Go through the records and extract every line with the word "screenshot".

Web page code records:
----------------------------------------
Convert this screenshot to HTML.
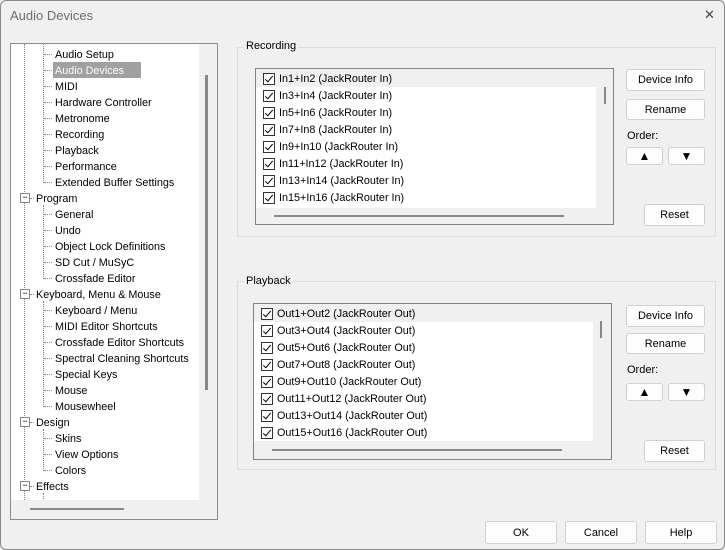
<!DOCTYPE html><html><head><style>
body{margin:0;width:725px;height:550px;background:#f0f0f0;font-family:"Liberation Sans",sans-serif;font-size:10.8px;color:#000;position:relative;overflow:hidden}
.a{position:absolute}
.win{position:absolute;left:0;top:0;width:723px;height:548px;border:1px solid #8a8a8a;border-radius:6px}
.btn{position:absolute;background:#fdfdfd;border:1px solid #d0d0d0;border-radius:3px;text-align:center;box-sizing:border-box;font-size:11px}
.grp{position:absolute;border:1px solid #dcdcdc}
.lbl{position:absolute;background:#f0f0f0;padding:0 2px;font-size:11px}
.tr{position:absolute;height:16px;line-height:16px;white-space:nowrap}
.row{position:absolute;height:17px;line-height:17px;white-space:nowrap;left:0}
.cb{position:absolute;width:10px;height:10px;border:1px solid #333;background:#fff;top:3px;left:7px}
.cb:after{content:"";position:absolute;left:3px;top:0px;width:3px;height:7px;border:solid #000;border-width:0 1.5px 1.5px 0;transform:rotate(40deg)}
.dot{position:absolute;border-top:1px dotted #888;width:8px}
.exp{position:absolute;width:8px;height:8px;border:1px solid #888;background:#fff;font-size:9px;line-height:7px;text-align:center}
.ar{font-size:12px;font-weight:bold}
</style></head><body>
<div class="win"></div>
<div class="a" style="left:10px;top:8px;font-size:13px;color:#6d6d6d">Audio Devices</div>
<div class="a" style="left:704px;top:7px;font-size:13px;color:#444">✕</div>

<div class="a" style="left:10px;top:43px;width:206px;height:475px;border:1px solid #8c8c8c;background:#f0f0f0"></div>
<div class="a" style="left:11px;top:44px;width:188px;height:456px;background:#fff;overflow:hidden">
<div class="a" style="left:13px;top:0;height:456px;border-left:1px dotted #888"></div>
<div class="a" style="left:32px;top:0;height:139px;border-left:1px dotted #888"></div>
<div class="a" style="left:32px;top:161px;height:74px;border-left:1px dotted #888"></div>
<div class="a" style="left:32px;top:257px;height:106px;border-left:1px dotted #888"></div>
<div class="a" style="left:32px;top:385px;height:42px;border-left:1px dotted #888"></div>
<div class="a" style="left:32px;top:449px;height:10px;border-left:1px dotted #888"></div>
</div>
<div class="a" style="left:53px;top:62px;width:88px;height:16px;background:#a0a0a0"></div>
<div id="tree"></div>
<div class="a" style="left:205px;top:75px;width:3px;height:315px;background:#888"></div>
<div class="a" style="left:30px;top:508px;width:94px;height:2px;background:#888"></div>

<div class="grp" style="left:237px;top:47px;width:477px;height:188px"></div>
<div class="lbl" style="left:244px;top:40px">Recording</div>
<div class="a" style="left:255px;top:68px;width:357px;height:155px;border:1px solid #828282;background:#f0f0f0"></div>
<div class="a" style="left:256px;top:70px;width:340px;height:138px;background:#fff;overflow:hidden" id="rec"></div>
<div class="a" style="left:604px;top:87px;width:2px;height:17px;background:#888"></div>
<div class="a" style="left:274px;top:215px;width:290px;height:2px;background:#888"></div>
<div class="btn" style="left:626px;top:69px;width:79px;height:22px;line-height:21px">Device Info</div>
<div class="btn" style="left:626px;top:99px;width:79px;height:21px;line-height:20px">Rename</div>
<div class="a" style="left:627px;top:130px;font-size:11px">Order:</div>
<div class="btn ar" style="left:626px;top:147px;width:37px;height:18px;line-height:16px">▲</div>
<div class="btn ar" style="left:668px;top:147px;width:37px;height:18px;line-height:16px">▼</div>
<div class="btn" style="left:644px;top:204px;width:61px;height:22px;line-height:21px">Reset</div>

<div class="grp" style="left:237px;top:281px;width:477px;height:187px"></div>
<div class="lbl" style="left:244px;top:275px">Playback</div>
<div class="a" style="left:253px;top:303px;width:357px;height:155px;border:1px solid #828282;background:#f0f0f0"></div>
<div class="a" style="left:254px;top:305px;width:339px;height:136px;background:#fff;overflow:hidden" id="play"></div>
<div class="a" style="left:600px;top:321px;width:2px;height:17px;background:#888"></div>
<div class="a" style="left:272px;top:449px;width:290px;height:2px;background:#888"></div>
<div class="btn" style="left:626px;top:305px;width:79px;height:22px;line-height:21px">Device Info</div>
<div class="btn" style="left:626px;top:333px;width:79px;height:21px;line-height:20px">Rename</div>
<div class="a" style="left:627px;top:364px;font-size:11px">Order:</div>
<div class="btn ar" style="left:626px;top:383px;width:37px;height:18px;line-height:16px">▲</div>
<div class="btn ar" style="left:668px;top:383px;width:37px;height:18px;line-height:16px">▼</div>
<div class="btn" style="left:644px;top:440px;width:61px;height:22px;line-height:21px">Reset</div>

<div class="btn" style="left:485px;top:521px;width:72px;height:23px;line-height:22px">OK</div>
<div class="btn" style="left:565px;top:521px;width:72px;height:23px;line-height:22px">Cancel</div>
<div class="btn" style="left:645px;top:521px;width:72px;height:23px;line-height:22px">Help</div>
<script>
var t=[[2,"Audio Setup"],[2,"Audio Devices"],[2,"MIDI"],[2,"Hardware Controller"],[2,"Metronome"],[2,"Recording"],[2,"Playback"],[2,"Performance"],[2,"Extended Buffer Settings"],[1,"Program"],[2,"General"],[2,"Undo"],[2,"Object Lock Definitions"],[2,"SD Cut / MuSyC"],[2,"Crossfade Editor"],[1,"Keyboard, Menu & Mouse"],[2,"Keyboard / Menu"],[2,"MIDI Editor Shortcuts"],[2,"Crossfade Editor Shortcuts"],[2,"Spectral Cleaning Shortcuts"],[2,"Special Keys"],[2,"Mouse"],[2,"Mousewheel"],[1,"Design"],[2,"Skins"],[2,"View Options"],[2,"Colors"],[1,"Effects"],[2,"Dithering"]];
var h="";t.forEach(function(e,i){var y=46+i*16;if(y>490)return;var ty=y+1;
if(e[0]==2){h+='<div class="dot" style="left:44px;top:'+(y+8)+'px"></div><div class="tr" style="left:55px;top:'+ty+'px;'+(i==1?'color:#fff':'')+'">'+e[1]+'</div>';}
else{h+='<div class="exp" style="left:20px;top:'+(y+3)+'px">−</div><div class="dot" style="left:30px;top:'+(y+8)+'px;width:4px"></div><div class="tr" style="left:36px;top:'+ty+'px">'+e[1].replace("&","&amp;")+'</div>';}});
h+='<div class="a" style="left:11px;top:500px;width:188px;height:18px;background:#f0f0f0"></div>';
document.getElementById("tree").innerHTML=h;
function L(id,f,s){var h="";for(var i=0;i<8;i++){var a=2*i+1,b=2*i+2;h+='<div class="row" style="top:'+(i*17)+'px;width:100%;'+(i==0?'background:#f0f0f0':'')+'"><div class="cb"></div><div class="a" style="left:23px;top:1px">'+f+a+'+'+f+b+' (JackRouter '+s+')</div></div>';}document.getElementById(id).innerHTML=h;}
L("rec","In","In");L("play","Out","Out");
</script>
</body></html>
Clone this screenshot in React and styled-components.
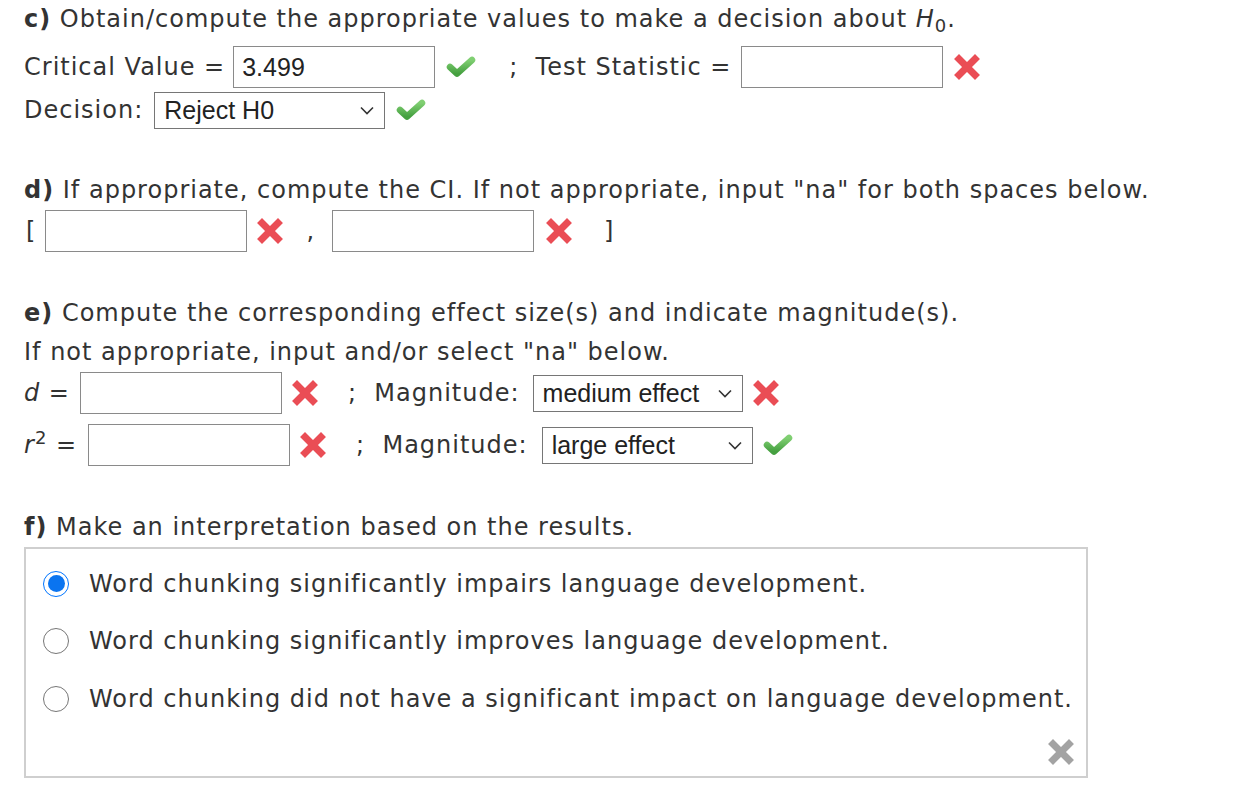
----------------------------------------
SOLUTION TO THE EXERCISE>
Convert this screenshot to HTML.
Clone this screenshot in React and styled-components.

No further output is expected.